-- begin Source data --

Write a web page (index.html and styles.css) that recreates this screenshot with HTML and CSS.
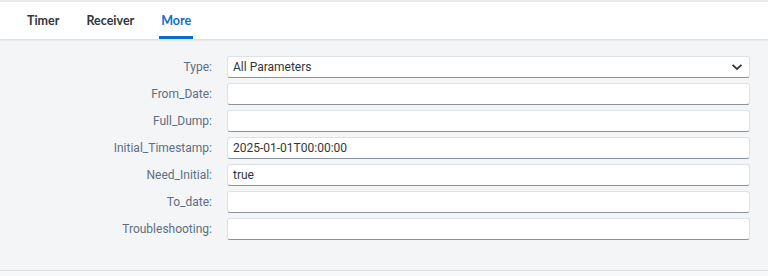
FILE: index.html
```html
<!DOCTYPE html>
<html>
<head>
<meta charset="utf-8">
<link rel="stylesheet" href="styles.css">
</head>
<body>
<div class="page">
  <div class="topline"></div>
  <nav class="tabs">
    <div class="tab">Timer</div>
    <div class="tab">Receiver</div>
    <div class="tab active">More</div>
  </nav>
  <div class="content">
    <div class="form">
      <label class="lbl">Type:</label>
      <div class="field select"><span>All Parameters</span>
        <svg class="chev" width="12" height="8" viewBox="0 0 12 8"><path d="M1.5 1.8 L6 6 L10.5 1.8" fill="none" stroke="#32363a" stroke-width="1.8"/></svg>
      </div>
      <label class="lbl">From_Date:</label>
      <div class="field"></div>
      <label class="lbl">Full_Dump:</label>
      <div class="field"></div>
      <label class="lbl">Initial_Timestamp:</label>
      <div class="field"><span>2025-01-01T00:00:00</span></div>
      <label class="lbl">Need_Initial:</label>
      <div class="field"><span>true</span></div>
      <label class="lbl">To_date:</label>
      <div class="field"></div>
      <label class="lbl">Troubleshooting:</label>
      <div class="field"></div>
    </div>
  </div>
  <div class="footer"></div>
</div>
</body>
</html>
```
FILE: styles.css
```css
html, body {
  margin: 0;
  padding: 0;
  background: #ffffff;
}
body {
  font-family: Roboto, "Liberation Sans", sans-serif;
  width: 768px;
  height: 276px;
  overflow: hidden;
}
.page {
  display: flex;
  flex-direction: column;
  height: 276px;
}
.topline {
  height: 2px;
  background: #ececec;
}
.tabs {
  display: flex;
  height: 37px;
  padding-left: 27px;
  background: #fff;
  box-shadow: 0 1px 2px rgba(0,0,0,0.12);
  position: relative;
  z-index: 1;
  font-family: Lato, "Liberation Sans", sans-serif;
}
.tab {
  font-size: 12.5px;
  font-weight: 700;
  color: #32363a;
  padding-top: 11px;
  margin-right: 27px;
  box-sizing: border-box;
}
.tab.active {
  color: #0a6ed1;
  border-bottom: 3px solid #0a6ed1;
  padding: 11px 2px 0;
  margin-left: -2px;
}
.content {
  background: #f4f5f6;
  height: 232px;
  border-bottom: 1px solid #dcdee0;
  box-sizing: border-box;
  padding-top: 17px;
}
.form {
  display: grid;
  grid-template-columns: 212px 523px;
  column-gap: 15px;
  row-gap: 5px;
  align-items: center;
}
.lbl {
  text-align: right;
  font-size: 12px;
  color: #5d6f82;
}
.field {
  height: 22px;
  box-sizing: border-box;
  background: #fff;
  border: 1px solid #dfe2e5;
  border-bottom: 1px solid #89939e;
  border-radius: 3px;
  display: flex;
  align-items: center;
  padding-left: 5px;
  font-size: 12px;
  color: #32363a;
}
.select {
  justify-content: space-between;
  padding-right: 6px;
}
.footer {
  flex: 1;
  background: #f7f8f9;
}
```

-- end Source data --

Leave the pictures out, and print every line of the listing exactly as written.

- Exercise answer -
Write a web page (index.html and styles.css) that recreates this screenshot with HTML and CSS.
FILE: index.html
```html
<!DOCTYPE html>
<html>
<head>
<meta charset="utf-8">
<link rel="stylesheet" href="styles.css">
</head>
<body>
<div class="page">
  <div class="topline"></div>
  <nav class="tabs">
    <div class="tab">Timer</div>
    <div class="tab">Receiver</div>
    <div class="tab active">More</div>
  </nav>
  <div class="content">
    <div class="form">
      <label class="lbl">Type:</label>
      <div class="field select"><span>All Parameters</span>
        <svg class="chev" width="12" height="8" viewBox="0 0 12 8"><path d="M1.5 1.8 L6 6 L10.5 1.8" fill="none" stroke="#32363a" stroke-width="1.8"/></svg>
      </div>
      <label class="lbl">From_Date:</label>
      <div class="field"></div>
      <label class="lbl">Full_Dump:</label>
      <div class="field"></div>
      <label class="lbl">Initial_Timestamp:</label>
      <div class="field"><span>2025-01-01T00:00:00</span></div>
      <label class="lbl">Need_Initial:</label>
      <div class="field"><span>true</span></div>
      <label class="lbl">To_date:</label>
      <div class="field"></div>
      <label class="lbl">Troubleshooting:</label>
      <div class="field"></div>
    </div>
  </div>
  <div class="footer"></div>
</div>
</body>
</html>
```
FILE: styles.css
```css
html, body {
  margin: 0;
  padding: 0;
  background: #ffffff;
}
body {
  font-family: Roboto, "Liberation Sans", sans-serif;
  width: 768px;
  height: 276px;
  overflow: hidden;
}
.page {
  display: flex;
  flex-direction: column;
  height: 276px;
}
.topline {
  height: 2px;
  background: #ececec;
}
.tabs {
  display: flex;
  height: 37px;
  padding-left: 27px;
  background: #fff;
  box-shadow: 0 1px 2px rgba(0,0,0,0.12);
  position: relative;
  z-index: 1;
  font-family: Lato, "Liberation Sans", sans-serif;
}
.tab {
  font-size: 12.5px;
  font-weight: 700;
  color: #32363a;
  padding-top: 11px;
  margin-right: 27px;
  box-sizing: border-box;
}
.tab.active {
  color: #0a6ed1;
  border-bottom: 3px solid #0a6ed1;
  padding: 11px 2px 0;
  margin-left: -2px;
}
.content {
  background: #f4f5f6;
  height: 232px;
  border-bottom: 1px solid #dcdee0;
  box-sizing: border-box;
  padding-top: 17px;
}
.form {
  display: grid;
  grid-template-columns: 212px 523px;
  column-gap: 15px;
  row-gap: 5px;
  align-items: center;
}
.lbl {
  text-align: right;
  font-size: 12px;
  color: #5d6f82;
}
.field {
  height: 22px;
  box-sizing: border-box;
  background: #fff;
  border: 1px solid #dfe2e5;
  border-bottom: 1px solid #89939e;
  border-radius: 3px;
  display: flex;
  align-items: center;
  padding-left: 5px;
  font-size: 12px;
  color: #32363a;
}
.select {
  justify-content: space-between;
  padding-right: 6px;
}
.footer {
  flex: 1;
  background: #f7f8f9;
}
```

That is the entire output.